Furthermore, a test to evaluate the toxicity of the test item to the activated sludge respiration activity gave no evidence of any sign of toxicity.

The second hypothesis seems more probable considering the type and the chemical characteristics of the substance to be registered: DG HF/2000 is an UVCB and the precise UVCB structure is unknown and variable. It is probable that bonds between portions of phosphates occurred, forming a reticule of polyphosphate of varying length, containing melamine and piperazine; thus the possible structures which will be formed may be the piperazine phosphate and melamine phosphate.


Experimental results showed that the substance components are characterized by opposite properties, when placed in water: the piperazine phosphate showed quite high water solubility (about 10000 mg/l) when analyzed alone; on the contrary, the other component not detectable under the analytical conditions adopted in the water solubility assay (refer to IUCLID section 4.8) resulted as practically insoluble and its water solubility being estimated to < 9 mg/l. The solubility of this complex UVCB substance could not be determined as the core substance is not soluble.
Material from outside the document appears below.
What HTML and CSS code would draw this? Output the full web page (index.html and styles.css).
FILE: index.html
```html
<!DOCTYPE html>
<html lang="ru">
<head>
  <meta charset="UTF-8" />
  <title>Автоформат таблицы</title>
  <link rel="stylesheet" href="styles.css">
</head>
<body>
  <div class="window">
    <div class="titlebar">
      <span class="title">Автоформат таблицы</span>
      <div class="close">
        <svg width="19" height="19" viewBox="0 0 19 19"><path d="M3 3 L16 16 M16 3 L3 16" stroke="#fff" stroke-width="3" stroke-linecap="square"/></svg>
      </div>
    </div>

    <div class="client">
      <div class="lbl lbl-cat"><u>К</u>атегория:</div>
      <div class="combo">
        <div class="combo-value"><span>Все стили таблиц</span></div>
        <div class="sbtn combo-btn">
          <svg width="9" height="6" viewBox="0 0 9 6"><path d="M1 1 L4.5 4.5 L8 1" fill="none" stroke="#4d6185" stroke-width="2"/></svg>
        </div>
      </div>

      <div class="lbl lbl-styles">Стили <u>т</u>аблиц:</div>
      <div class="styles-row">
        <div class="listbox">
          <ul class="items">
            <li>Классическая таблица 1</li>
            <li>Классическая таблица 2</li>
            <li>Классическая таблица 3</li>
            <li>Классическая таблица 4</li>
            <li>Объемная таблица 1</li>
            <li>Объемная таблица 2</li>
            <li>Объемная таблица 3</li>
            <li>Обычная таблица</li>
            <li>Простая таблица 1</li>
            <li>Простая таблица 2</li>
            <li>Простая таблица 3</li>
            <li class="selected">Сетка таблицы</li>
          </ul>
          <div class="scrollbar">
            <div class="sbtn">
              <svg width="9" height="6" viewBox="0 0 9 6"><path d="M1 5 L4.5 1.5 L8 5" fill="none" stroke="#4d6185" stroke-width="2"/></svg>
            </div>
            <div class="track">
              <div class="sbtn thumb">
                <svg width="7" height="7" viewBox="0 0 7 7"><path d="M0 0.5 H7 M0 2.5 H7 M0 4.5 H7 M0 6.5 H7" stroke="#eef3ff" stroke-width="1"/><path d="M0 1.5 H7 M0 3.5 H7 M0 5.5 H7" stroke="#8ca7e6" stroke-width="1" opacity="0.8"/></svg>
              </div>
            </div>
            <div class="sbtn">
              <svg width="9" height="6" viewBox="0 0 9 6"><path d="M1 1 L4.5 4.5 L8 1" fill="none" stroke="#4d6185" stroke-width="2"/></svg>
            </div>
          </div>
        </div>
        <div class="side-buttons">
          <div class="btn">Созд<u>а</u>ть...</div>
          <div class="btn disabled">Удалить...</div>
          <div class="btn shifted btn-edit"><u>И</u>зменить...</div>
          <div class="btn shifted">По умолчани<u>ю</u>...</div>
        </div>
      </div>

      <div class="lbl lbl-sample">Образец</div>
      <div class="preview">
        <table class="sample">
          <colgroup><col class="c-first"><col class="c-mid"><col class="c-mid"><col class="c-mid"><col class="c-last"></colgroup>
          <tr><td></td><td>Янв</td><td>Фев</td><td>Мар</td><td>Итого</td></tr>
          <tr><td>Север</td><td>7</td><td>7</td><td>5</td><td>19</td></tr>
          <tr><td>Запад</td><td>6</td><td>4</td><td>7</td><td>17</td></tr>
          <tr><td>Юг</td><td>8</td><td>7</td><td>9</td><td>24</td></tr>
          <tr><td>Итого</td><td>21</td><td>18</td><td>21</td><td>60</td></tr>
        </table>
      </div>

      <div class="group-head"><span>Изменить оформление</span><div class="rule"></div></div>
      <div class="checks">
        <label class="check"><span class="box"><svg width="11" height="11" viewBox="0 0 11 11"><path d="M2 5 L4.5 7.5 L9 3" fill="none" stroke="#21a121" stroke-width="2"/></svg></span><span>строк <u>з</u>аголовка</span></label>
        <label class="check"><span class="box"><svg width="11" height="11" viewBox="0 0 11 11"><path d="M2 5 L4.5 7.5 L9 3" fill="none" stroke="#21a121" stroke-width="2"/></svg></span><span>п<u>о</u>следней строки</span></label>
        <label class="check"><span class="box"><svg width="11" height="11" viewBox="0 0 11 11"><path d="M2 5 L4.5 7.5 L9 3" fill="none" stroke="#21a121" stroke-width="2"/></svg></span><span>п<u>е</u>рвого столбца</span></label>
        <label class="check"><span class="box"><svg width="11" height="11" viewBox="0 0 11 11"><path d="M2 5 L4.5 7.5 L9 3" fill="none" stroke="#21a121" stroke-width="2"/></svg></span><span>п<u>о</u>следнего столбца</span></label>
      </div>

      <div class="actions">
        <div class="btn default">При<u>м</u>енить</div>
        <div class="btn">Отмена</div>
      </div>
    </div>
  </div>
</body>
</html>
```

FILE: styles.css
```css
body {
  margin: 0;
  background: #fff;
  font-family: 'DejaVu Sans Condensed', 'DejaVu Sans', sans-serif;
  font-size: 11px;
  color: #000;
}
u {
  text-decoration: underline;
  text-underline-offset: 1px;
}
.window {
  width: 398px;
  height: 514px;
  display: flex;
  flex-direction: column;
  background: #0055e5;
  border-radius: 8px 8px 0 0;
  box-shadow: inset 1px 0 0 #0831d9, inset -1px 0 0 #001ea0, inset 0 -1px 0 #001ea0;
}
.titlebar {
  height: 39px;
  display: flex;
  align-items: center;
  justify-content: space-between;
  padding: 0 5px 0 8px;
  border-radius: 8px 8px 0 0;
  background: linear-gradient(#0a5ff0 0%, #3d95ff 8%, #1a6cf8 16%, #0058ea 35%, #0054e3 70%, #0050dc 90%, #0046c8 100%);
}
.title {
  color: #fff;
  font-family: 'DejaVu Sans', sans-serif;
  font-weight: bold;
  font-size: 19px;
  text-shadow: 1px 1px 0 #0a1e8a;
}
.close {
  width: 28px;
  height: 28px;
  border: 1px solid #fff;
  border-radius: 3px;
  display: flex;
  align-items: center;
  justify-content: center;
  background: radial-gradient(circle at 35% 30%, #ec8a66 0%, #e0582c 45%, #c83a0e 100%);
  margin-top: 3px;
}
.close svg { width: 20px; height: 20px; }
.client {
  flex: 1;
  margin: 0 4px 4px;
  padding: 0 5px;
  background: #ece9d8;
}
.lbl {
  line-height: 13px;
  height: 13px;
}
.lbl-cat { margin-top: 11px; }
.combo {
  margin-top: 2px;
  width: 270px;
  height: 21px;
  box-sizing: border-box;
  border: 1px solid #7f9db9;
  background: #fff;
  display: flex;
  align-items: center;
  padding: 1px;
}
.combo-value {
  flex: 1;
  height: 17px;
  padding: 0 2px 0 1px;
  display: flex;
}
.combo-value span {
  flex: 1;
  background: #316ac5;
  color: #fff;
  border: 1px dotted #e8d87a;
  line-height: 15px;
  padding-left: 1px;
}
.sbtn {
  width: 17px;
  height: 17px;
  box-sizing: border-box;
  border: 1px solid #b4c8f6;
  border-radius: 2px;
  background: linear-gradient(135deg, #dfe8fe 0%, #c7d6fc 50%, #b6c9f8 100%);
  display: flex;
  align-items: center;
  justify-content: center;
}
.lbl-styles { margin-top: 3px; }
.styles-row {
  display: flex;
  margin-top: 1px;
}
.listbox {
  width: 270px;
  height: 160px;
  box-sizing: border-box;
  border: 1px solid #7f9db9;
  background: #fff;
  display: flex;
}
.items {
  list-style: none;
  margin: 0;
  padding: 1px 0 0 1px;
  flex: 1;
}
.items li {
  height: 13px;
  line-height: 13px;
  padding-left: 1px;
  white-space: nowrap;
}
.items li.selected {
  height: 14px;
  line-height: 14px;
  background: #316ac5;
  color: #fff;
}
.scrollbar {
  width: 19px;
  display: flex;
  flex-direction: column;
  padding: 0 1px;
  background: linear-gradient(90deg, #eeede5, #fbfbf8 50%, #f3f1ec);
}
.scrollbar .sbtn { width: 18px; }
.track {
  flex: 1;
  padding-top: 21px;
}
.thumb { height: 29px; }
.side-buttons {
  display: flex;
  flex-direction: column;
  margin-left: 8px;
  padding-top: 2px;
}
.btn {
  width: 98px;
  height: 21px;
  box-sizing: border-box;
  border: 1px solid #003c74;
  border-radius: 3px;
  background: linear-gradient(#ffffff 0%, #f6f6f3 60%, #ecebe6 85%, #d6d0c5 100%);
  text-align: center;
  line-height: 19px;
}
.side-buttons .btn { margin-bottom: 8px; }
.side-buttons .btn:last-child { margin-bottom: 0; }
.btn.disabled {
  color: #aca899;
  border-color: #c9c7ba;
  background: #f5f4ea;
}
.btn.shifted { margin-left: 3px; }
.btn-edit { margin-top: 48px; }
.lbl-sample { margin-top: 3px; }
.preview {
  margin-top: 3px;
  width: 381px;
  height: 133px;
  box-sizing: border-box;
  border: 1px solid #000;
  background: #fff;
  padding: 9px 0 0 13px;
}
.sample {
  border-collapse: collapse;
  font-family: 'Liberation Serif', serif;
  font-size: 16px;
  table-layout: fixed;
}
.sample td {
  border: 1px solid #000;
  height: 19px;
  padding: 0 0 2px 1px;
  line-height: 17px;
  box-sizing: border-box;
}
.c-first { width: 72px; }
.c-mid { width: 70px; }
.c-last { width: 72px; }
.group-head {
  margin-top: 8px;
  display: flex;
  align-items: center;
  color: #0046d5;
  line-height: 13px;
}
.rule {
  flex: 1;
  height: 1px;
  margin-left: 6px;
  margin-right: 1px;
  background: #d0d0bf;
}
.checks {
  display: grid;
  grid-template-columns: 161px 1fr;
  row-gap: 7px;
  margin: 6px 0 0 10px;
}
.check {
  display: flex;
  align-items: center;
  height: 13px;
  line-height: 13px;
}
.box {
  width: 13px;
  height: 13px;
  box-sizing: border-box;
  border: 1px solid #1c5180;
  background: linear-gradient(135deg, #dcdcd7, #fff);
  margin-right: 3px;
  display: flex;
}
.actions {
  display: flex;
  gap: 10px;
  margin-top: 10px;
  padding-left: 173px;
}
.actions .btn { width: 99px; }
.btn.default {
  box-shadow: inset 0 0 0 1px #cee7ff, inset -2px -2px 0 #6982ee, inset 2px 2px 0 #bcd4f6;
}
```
The percentage weight soluble at pH 7 is 20.18 %. The soluble fraction of phosphate in water is 2.31 % and the soluble fraction of piperazine is 18.60 %.
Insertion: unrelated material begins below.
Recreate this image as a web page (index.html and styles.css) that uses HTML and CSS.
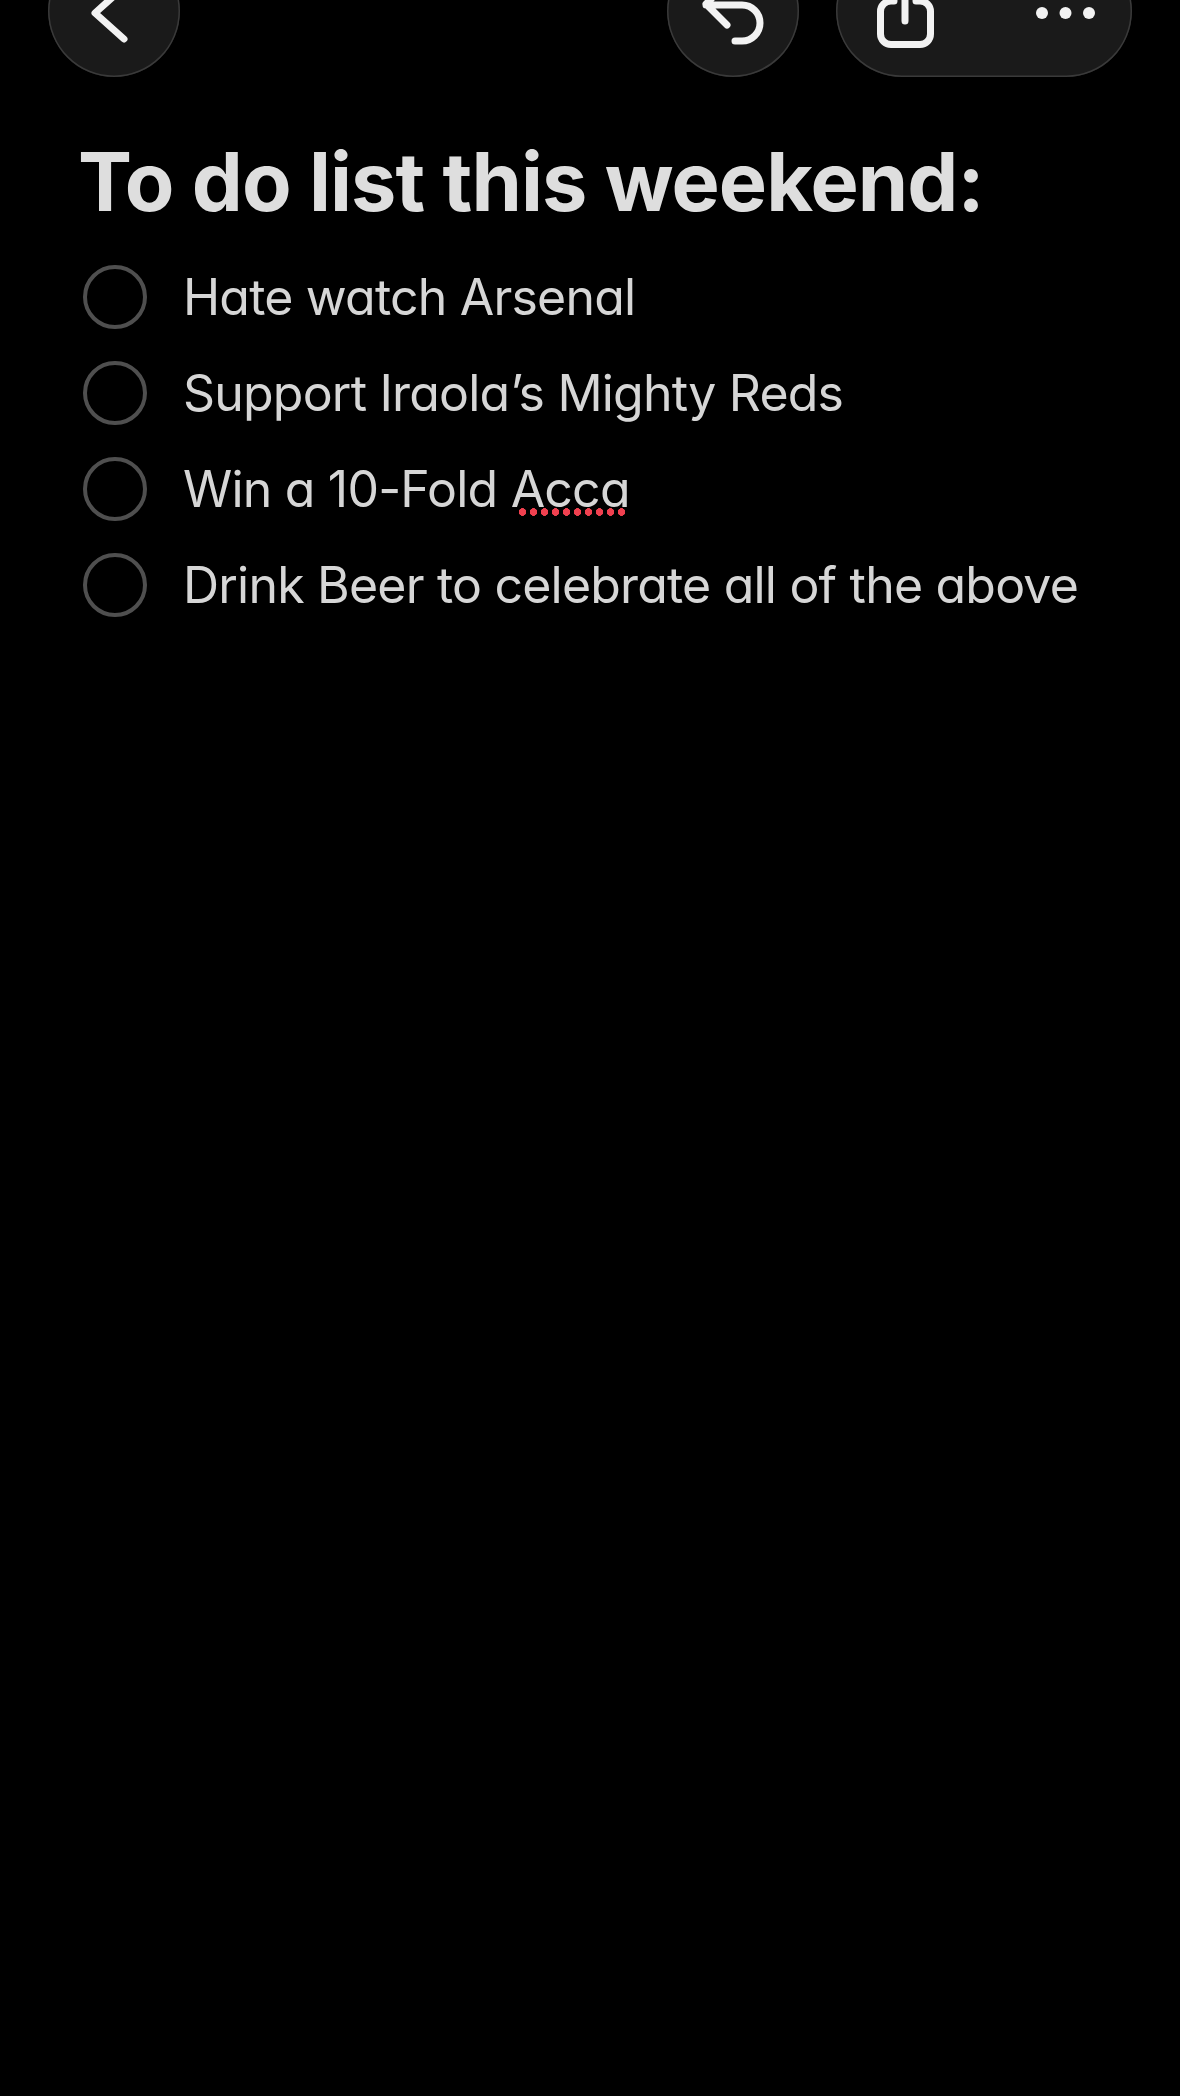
FILE: index.html
```html
<!DOCTYPE html>
<html lang="en">
<head>
<meta charset="UTF-8">
<meta name="viewport" content="width=device-width, initial-scale=1.0">
<title>To do list</title>
<link rel="stylesheet" href="styles.css">
</head>
<body>
<div class="toolbar">
    <div class="round-btn">
        <svg class="icon" width="132" height="132" viewBox="0 0 132 132"><path d="M76 42 L47 68 L76 94"/></svg>
    </div>
    <div class="toolbar-right">
        <div class="round-btn">
            <svg class="icon" width="132" height="132" viewBox="0 0 132 132"><path d="M60 38 L39 59 L60 80 M39 60 H75 A18 18 0 0 1 75 96 H68"/></svg>
        </div>
        <div class="pill-btn">
            <svg class="icon" width="296" height="132" viewBox="0 0 296 132">
                <path d="M58 56 H55 A10.500 10.500 0 0 0 44.500 66.500 V89 A10.500 10.500 0 0 0 55 99.500 H84 A10.500 10.500 0 0 0 94.500 89 V66.500 A10.500 10.500 0 0 0 84 56 H80 M69 76 V30"/>
                <circle class="dot" cx="206" cy="68" r="6"/>
                <circle class="dot" cx="229.500" cy="68" r="6"/>
                <circle class="dot" cx="253" cy="68" r="6"/>
            </svg>
        </div>
    </div>
</div>
<div class="note">
    <h1>To do list this weekend:</h1>
    <ul class="todo-list">
        <li><span class="check"></span>Hate watch Arsenal</li>
        <li><span class="check"></span>Support Iraola’s Mighty Reds</li>
        <li><span class="check"></span><span>Win a 10-Fold <span class="misspelt">Acca</span></span></li>
        <li><span class="check"></span>Drink Beer to celebrate all of the above</li>
    </ul>
</div>
</body>
</html>
```

FILE: styles.css
```css
html {
    background-color: #000;
}
body {
    font-family: Inter, "Liberation Sans", sans-serif;
    margin: 0;
    padding: 0;
    background-color: #000;
    color: #dedede;
}
.toolbar {
    display: flex;
    justify-content: space-between;
    margin-top: -55px;
    padding: 0 48px;
}
.toolbar-right {
    display: flex;
    gap: 37px;
}
.round-btn, .pill-btn {
    height: 132px;
    box-sizing: border-box;
    background-color: #1a1a1a;
    box-shadow: inset 0 0 0 1.5px #3a3a3a;
    border-radius: 66px;
}
.round-btn {
    width: 132px;
}
.pill-btn {
    width: 296px;
}
.icon {
    display: block;
    fill: none;
    stroke: #f2f2f2;
    stroke-width: 7;
    stroke-linecap: round;
    stroke-linejoin: round;
}
.icon .dot {
    fill: #f2f2f2;
    stroke: none;
}
.note {
    padding: 60px 0 0 78px;
}
h1 {
    margin: 0;
    font-size: 81px;
    font-weight: 700;
    line-height: 90px;
    letter-spacing: -0.92px;
}
.todo-list {
    list-style: none;
    margin: 0;
    padding: 22px 0 0 5px;
}
.todo-list li {
    display: flex;
    align-items: center;
    gap: 36px;
    height: 96px;
    font-size: 50px;
    font-weight: 400;
    letter-spacing: -0.8px;
    color: #d6d6d6;
    font-feature-settings: "cv11";
}
.check {
    width: 64px;
    height: 64px;
    box-sizing: border-box;
    border: 4px solid #4f4f4f;
    border-radius: 50%;
    flex-shrink: 0;
}
.misspelt {
    position: relative;
}
.misspelt::after {
    content: "";
    position: absolute;
    left: 6px;
    right: 2px;
    bottom: 3px;
    height: 8px;
    background: radial-gradient(circle at center, #f0404f 3.6px, transparent 4px) 0 0 / 11px 8px repeat-x;
}
```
This means that in water there is a large portion of the substance in the undissolved phase and hence, not fully available to the degrading organisms.

The results from the biodegradation studies indicate that piperazine is not readily biodegradable under aerobic conditions, but it is inherently biodegradable [European Chemicals Bureau, 2005]. Because no relevant persistence data for melamine polyphosphate were identified, melamine polyphosphate was assigned as score of Moderate for persistence based on analogous data suggesting melamine polyphosphate will not biodegrade rapidly [EPA, 2014].
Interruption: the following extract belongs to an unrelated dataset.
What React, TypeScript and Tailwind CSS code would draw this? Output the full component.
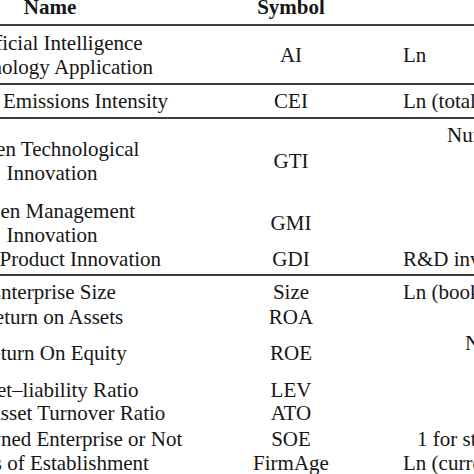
import React from "react";

const nameCell = "flex flex-col items-center justify-center pr-[104px] whitespace-nowrap";
const symCell = "flex items-center justify-center whitespace-nowrap";
const defCell = "flex items-center whitespace-nowrap";

function Rule() {
  return <div className="h-[2px] bg-[#3c3c3c]" />;
}

export default function App() {
  return (
    <div className="w-[474px] h-[474px] overflow-hidden bg-white text-[#161616] font-['Liberation_Serif','Times_New_Roman',serif] text-[21px] leading-[24px]">
      {/* header */}
      <div className="grid grid-cols-[208px_166px_1fr] h-[24px] font-bold leading-[15px]">
        <div className="flex justify-center pr-[108px] whitespace-nowrap">Name</div>
        <div className="flex justify-center whitespace-nowrap">Symbol</div>
        <div />
      </div>
      <Rule />
      {/* AI */}
      <div className="grid grid-cols-[208px_166px_1fr] h-[57px]">
        <div className={nameCell}>
          <span>Artificial Intelligence</span>
          <span>Technology Application</span>
        </div>
        <div className={symCell}>AI</div>
        <div className={`${defCell} pl-[29px]`}>Ln</div>
      </div>
      <Rule />
      {/* CEI */}
      <div className="grid grid-cols-[208px_166px_1fr] h-[32px]">
        <div className={nameCell}>Carbon Emissions Intensity</div>
        <div className={symCell}>CEI</div>
        <div className={`${defCell} pl-[29px]`}>Ln (total carbon emissions/operating revenue)</div>
      </div>
      <Rule />
      {/* Green innovation */}
      <div className="grid grid-cols-[208px_166px_1fr] grid-rows-[83px_41px_31px]">
        <div className={nameCell}>
          <span>Green Technological</span>
          <span>Innovation</span>
        </div>
        <div className={symCell}>GTI</div>
        <div className="flex items-start whitespace-nowrap pt-[4px] pl-[73px]">Number of green invention patents</div>

        <div className={nameCell}>
          <span>Green Management</span>
          <span>Innovation</span>
        </div>
        <div className={symCell}>GMI</div>
        <div />

        <div className={nameCell}>Green Product Innovation</div>
        <div className={symCell}>GDI</div>
        <div className={`${defCell} pl-[29px]`}>R&amp;D investment in green products</div>
      </div>
      <Rule />
      {/* controls */}
      <div className="grid grid-cols-[208px_166px_1fr] grid-rows-[32px_17px_56px_17px_30px_22px_25px]">
        <div className={nameCell}>Enterprise Size</div>
        <div className={symCell}>Size</div>
        <div className={`${defCell} pl-[29px]`}>Ln (book value of total assets)</div>

        <div className={nameCell}>Return on Assets</div>
        <div className={symCell}>ROA</div>
        <div className={`${defCell} row-span-2 pl-[91px] pb-[4px]`}>Net profit/total assets</div>

        <div className={nameCell}>Return On Equity</div>
        <div className={symCell}>ROE</div>

        <div className={nameCell}>Asset–liability Ratio</div>
        <div className={symCell}>LEV</div>
        <div />

        <div className={nameCell}>Total Asset Turnover Ratio</div>
        <div className={symCell}>ATO</div>
        <div />

        <div className={nameCell}>State-Owned Enterprise or Not</div>
        <div className={symCell}>SOE</div>
        <div className={`${defCell} pl-[43px]`}>1 for state-owned enterprises, 0 otherwise</div>

        <div className={nameCell}>Years of Establishment</div>
        <div className={symCell}>FirmAge</div>
        <div className={`${defCell} pl-[29px]`}>Ln (current year − establishment year + 1)</div>
      </div>
    </div>
  );
}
In conclusion, DG HF/2000 is not readily biodegradable.

About inherent biodegradability potential, in general substances that are degraded more than 70 % in tests for inherent biodegradability have the potential for ultimate biodegradation; biodegradation above 20 % of theoretical (measured as BOD, DOC removal or COD) may be regarded as evidence of inherent, primary biodegradability. Data available suggest that the substance has not the potential for ultimate biodegradation, whereas there are no sufficient information to judge the primary biodegradability potential. Thus, according to a conservative approach, the substance is regarded and treated as if it would not even be inherent biodegradable.


Environmental Protection Agency (EPA) United States. An Alternatives Assessment for the Flame Retardant Decabromodiphenyl Ether (DecaBDE). Final report. January 2014.

European Chemicals Bureau. European Union Risk Assessment Report. Piperazine CAS No: 110-85-0 EINECS No: 203-808-3. 3rdpriority list, Volume 56. Risk assessment. European Commission Joint research centre. EUR 21642 EN. Institute for Health and Consumer Protection. 2005.